Asia-Pacific News
China raises military budget by 13 per cent
Mar 4, 2011, 4:02 GMT
Beijing - China announced an almost 13-per-cent rise in its annual military budget on Friday, following international concern over consecutive large increases in recent years.
The draft defence budget for 2011 was set at 601 billion yuan (91.5 billion dollars), up 12.7 per cent from 2010, a spokesman for China's nominal parliament told reporters.
'The government has always tried to limit military spending,' National People's Congress spokesman Li Zhaoxing said. 'It has set the defence spending at a reasonable level to ensure the balance between national defence and economic development,' he added.
The rise was slightly higher than expected, after last year's 7.5-per-cent budget hike was the smallest percentage increase for some 20 years.
China says it needs the increases to modernize its 2.5-million-strong People's Liberation Army. But foreign politicians and analysts have raised concerns over the speed and transparency of its military expansion.
But Li, a former foreign minister and former ambassador to the United States, insisted the military spending was 'transparent and defensive in nature.'
'There is no such thing as the so-called hidden military expenditure in China, and the budget is subject to auditing from the government and military,' he said.
The increase would mainly fund pay rises for soldiers, training, infrastructure and 'moderately improving armaments,' Li said.
'China is committed to peaceful development and a national defence policy that is defensive in nature,' he said.
The 3,000-member National People's Congress is scheduled to discuss and approve the national budget and a five-year national development plan during its 10-day annual session, which begins on Saturday.

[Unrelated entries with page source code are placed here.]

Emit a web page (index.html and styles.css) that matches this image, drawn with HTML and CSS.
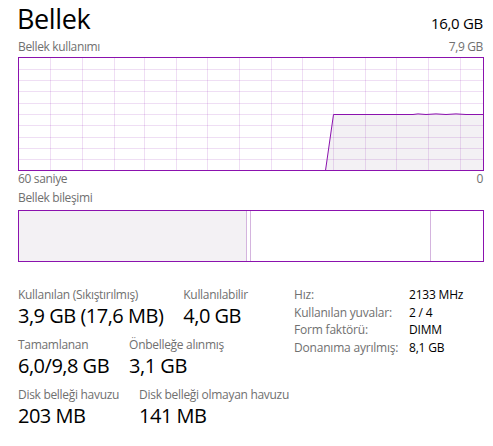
FILE: index.html
```html
<!DOCTYPE html>
<html lang="tr">
<head>
<meta charset="utf-8">
<title>Bellek</title>
<link rel="stylesheet" href="styles.css">
</head>
<body>
<div class="panel">
  <div class="header">
    <div class="title">Bellek</div>
    <div class="total">16,0 GB</div>
  </div>
  <div class="caption-row top-cap">
    <span>Bellek kullanımı</span>
    <span>7,9 GB</span>
  </div>
  <div class="graph">
    <svg width="466" height="114" viewBox="0 0 466 114">
      <polygon class="area" points="307.5,113 315.5,57.5 395,57.5 400,56.9 408,57.5 418,56.9 428,57.5 438,56.9 448,57.5 465,57.5 465,113"/>
      <g class="grid">
        <line x1="32.5" y1="0" x2="32.5" y2="114"/>
        <line x1="64.5" y1="0" x2="64.5" y2="114"/>
        <line x1="96.5" y1="0" x2="96.5" y2="114"/>
        <line x1="126.5" y1="0" x2="126.5" y2="114"/>
        <line x1="158.5" y1="0" x2="158.5" y2="114"/>
        <line x1="189.5" y1="0" x2="189.5" y2="114"/>
        <line x1="221.5" y1="0" x2="221.5" y2="114"/>
        <line x1="253.5" y1="0" x2="253.5" y2="114"/>
        <line x1="284.5" y1="0" x2="284.5" y2="114"/>
        <line x1="315.5" y1="0" x2="315.5" y2="114"/>
        <line x1="347.5" y1="0" x2="347.5" y2="114"/>
        <line x1="378.5" y1="0" x2="378.5" y2="114"/>
        <line x1="410.5" y1="0" x2="410.5" y2="114"/>
        <line x1="442.5" y1="0" x2="442.5" y2="114"/>
        <line x1="0" y1="12.5" x2="466" y2="12.5"/>
        <line x1="0" y1="23.5" x2="466" y2="23.5"/>
        <line x1="0" y1="34.5" x2="466" y2="34.5"/>
        <line x1="0" y1="46.5" x2="466" y2="46.5"/>
        <line x1="0" y1="57.5" x2="466" y2="57.5"/>
        <line x1="0" y1="68.5" x2="466" y2="68.5"/>
        <line x1="0" y1="80.5" x2="466" y2="80.5"/>
        <line x1="0" y1="91.5" x2="466" y2="91.5"/>
        <line x1="0" y1="102.5" x2="466" y2="102.5"/>
      </g>
      <polyline class="trace" points="307.5,113.5 315.5,57.5 395,57.5 400,56.9 408,57.5 418,56.9 428,57.5 438,56.9 448,57.5 465,57.5"/>
      <rect class="frame" x="0.5" y="0.5" width="465" height="113"/>
    </svg>
  </div>
  <div class="caption-row">
    <span>60 saniye</span>
    <span>0</span>
  </div>
  <div class="caption-row comp-cap">
    <span>Bellek bileşimi</span>
  </div>
  <div class="composition">
    <svg width="466" height="52" viewBox="0 0 466 52">
      <rect class="inuse" x="0" y="0" width="228" height="52"/>
      <line class="sep" x1="228.5" y1="0" x2="228.5" y2="52"/>
      <line class="sep" x1="232.5" y1="0" x2="232.5" y2="52"/>
      <line class="sep" x1="412.5" y1="0" x2="412.5" y2="52"/>
      <rect class="frame" x="0.5" y="0.5" width="465" height="51"/>
    </svg>
  </div>
  <div class="stats">
    <div class="stat-groups">
      <div class="stat-row">
        <div class="stat"><div class="label">Kullanılan (Sıkıştırılmış)</div><div class="value">3,9 GB (17,6 MB)</div></div>
        <div class="stat"><div class="label">Kullanılabilir</div><div class="value">4,0 GB</div></div>
      </div>
      <div class="stat-row">
        <div class="stat"><div class="label">Tamamlanan</div><div class="value">6,0/9,8 GB</div></div>
        <div class="stat"><div class="label">Önbelleğe alınmış</div><div class="value">3,1 GB</div></div>
      </div>
      <div class="stat-row">
        <div class="stat"><div class="label">Disk belleği havuzu</div><div class="value">203 MB</div></div>
        <div class="stat"><div class="label">Disk belleği olmayan havuzu</div><div class="value">141 MB</div></div>
      </div>
    </div>
    <div class="details">
      <span class="dlabel">Hız:</span><span class="dvalue">2133 MHz</span>
      <span class="dlabel">Kullanılan yuvalar:</span><span class="dvalue">2 / 4</span>
      <span class="dlabel">Form faktörü:</span><span class="dvalue">DIMM</span>
      <span class="dlabel">Donanıma ayrılmış:</span><span class="dvalue">8,1 GB</span>
    </div>
  </div>
</div>
</body>
</html>
```
FILE: styles.css
```css
html, body {
  margin: 0;
  padding: 0;
  background: #ffffff;
}
body {
  font-family: "Open Sans", "Noto Sans", sans-serif;
  color: #000000;
}
.panel {
  width: 493px;
  height: 446px;
  padding: 0 10px 0 18px;
  box-sizing: border-box;
  overflow: hidden;
}
.header {
  display: flex;
  justify-content: space-between;
  align-items: baseline;
  height: 34px;
}
.title {
  font-size: 27px;
  line-height: 37px;
  letter-spacing: -0.4px;
  margin-left: -1px;
}
.total {
  font-size: 15px;
  line-height: 20px;
  letter-spacing: -0.3px;
}
.caption-row {
  display: flex;
  justify-content: space-between;
  font-size: 12px;
  line-height: 16px;
  letter-spacing: -0.35px;
  color: #707070;
}
.top-cap {
  margin-top: 5px;
  margin-bottom: 2px;
}
.comp-cap {
  margin-top: 3px;
  margin-bottom: 4px;
}
.graph, .composition {
  display: block;
  line-height: 0;
}
.graph svg, .composition svg {
  display: block;
}
.area {
  fill: #f3f1f4;
}
.grid line {
  stroke: rgba(139, 18, 174, 0.14);
  stroke-width: 1;
}
.trace {
  fill: none;
  stroke: #8b12ae;
  stroke-width: 1;
}
.frame {
  fill: none;
  stroke: #8b12ae;
  stroke-width: 1;
}
.inuse {
  fill: #f3f1f4;
}
.sep {
  stroke: #d4b4de;
  stroke-width: 1;
}
.stats {
  display: flex;
  margin-top: 25px;
}
.stat-groups {
  width: 276px;
  display: flex;
  flex-direction: column;
  gap: 8px;
}
.stat-row {
  display: flex;
  gap: 20px;
}
.label {
  font-size: 12px;
  line-height: 16px;
  letter-spacing: -0.3px;
  color: #707070;
  white-space: nowrap;
}
.value {
  font-size: 20px;
  line-height: 26px;
  letter-spacing: -0.5px;
  white-space: nowrap;
}
.details {
  display: grid;
  grid-template-columns: 115px auto;
  font-size: 12px;
  line-height: 17.7px;
  letter-spacing: -0.2px;
  align-content: start;
  margin-top: -1px;
}
.dlabel {
  color: #707070;
  white-space: nowrap;
}
.dvalue {
  color: #000000;
  white-space: nowrap;
}
```
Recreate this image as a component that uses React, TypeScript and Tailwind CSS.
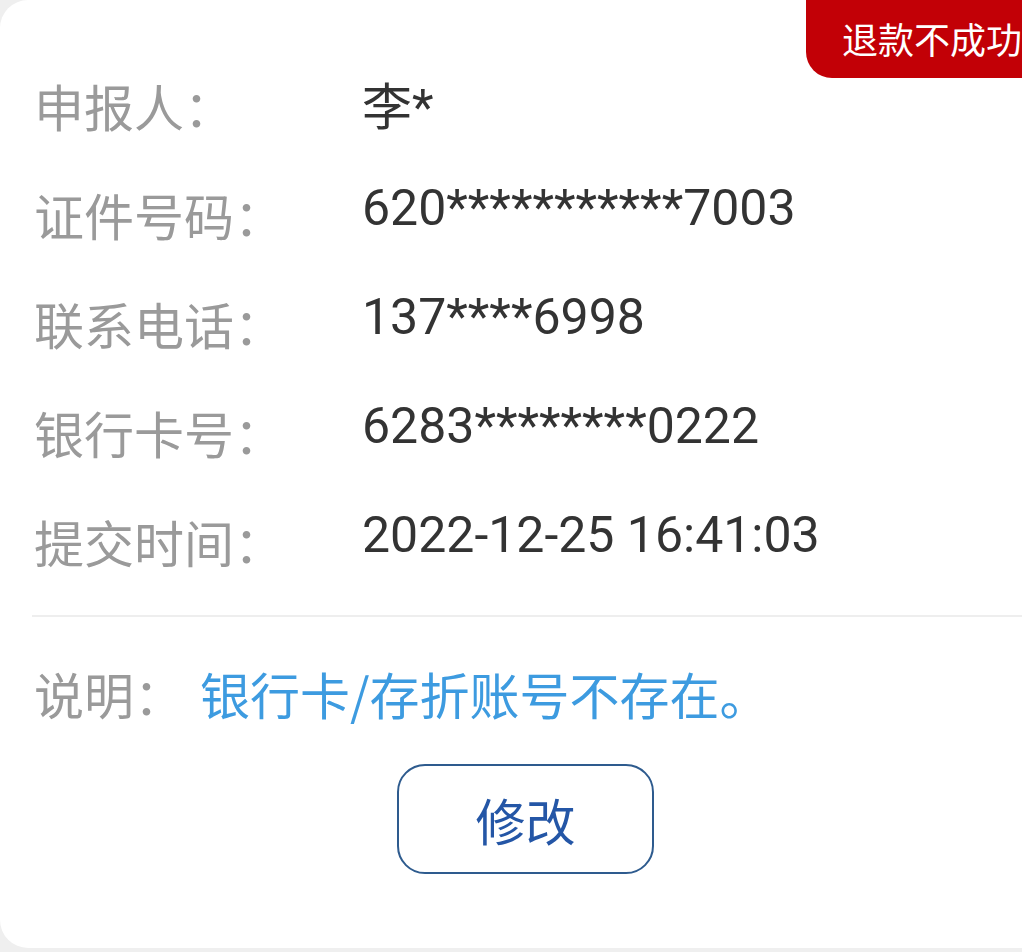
const rows = [
  { label: '申报人：', value: '李*', cjk: true },
  { label: '证件号码：', value: '620***********7003', cjk: false },
  { label: '联系电话：', value: '137****6998', cjk: false },
  { label: '银行卡号：', value: '6283********0222', cjk: false },
  { label: '提交时间：', value: '2022-12-25 16:41:03', cjk: false },
];

const App = () => {
  return (
    <div className="w-[1022px] h-[952px] bg-[#efefef] overflow-hidden font-['Roboto','Noto_Sans_CJK_SC',sans-serif]">
      {/* Card */}
      <div className="relative w-[1060px] h-[948px] bg-white rounded-l-[28px]">
        {/* Status badge */}
        <div className="absolute top-0 left-[806px] w-[254px] h-[78px] bg-[#c20006] rounded-bl-[26px] flex items-center pl-[36px]">
          <span className="text-white text-[36px] leading-none font-['Noto_Sans_CJK_SC',sans-serif] -translate-y-[1px]">退款不成功</span>
        </div>

        {/* Info rows */}
        <div className="pt-[44px] pl-[34px]">
          {rows.map((row) => (
            <div key={row.label} className="flex items-center h-[109px]">
              <span className="w-[328px] text-[50px] leading-none text-[#9a9a9a] font-['Noto_Sans_CJK_SC',sans-serif] translate-y-[6px]">
                {row.label}
              </span>
              <span className={row.cjk ? 'text-[50px] leading-none text-[#333333] translate-y-[9px]' : 'text-[50px] leading-none text-[#333333]'}>
                {row.value}
              </span>
            </div>
          ))}
        </div>

        {/* Divider */}
        <div className="mt-[26px] ml-[32px] h-[2px] bg-[#eeeeee]" />

        {/* Remark */}
        <div className="mt-[21px] pl-[34px] flex items-center h-[110px] font-['Noto_Sans_CJK_SC',sans-serif]">
          <span className="w-[166px] text-[50px] leading-none text-[#9a9a9a]">说明：</span>
          <span className="text-[50px] leading-none text-[#3d9be0]">银行卡/存折账号不存在。</span>
        </div>

        {/* Edit button */}
        <button className="mt-[16px] ml-[397px] w-[257px] h-[110px] border-2 border-[#2e5b8e] rounded-[28px] flex items-center justify-center bg-white">
          <span className="text-[50px] leading-none text-[#2456a6] font-['Noto_Sans_CJK_SC',sans-serif]">修改</span>
        </button>
      </div>
    </div>
  );
};

export default App;
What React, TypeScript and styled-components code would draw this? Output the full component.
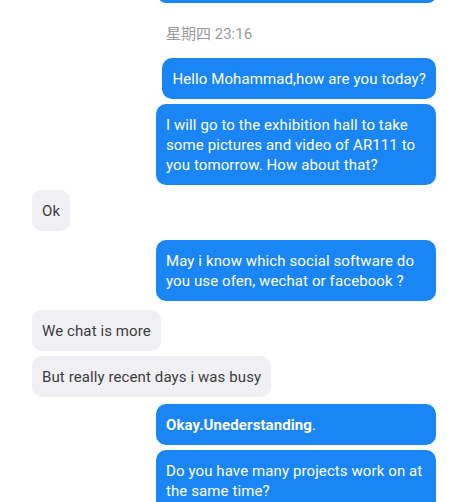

China was second in the list of the world's biggest military spenders in 2009, behind only the United States, the Stockholm International Peace Research Institute reported last year.
China's estimated military spending tripled in real terms over 10 years of rapid economic growth to reach 99 billion dollars in 2009, about one seventh of the estimated US spending, the institute said.
'It is true that China's defence budget is raised a bit, but the ratio of the defence spending to the country's gross domestic product remains very low, much lower than those of many other countries,' Li said on Friday.
Some Western critics claim China's real military spending is up to three times the budget figure.
In a reflection of China's growing military might, a prototype of China's first known stealth fighter plane made a test flight in January.
The US Defence Department in January quoted Marine Corps Colonel Dave Lapan as saying: 'China is developing and fielding large numbers of advanced medium-range ballistic and cruise missiles, new attack submarines equipped with advanced weapons, increasingly capable long-range air defence systems, electronic warfare and computer network attack capabilities, advanced fighter aircraft and counter-space systems.'
China has also developed an aircraft-carrier flight training centre in the central city of Wuhan and is expected to launch its first carrier in the next few years.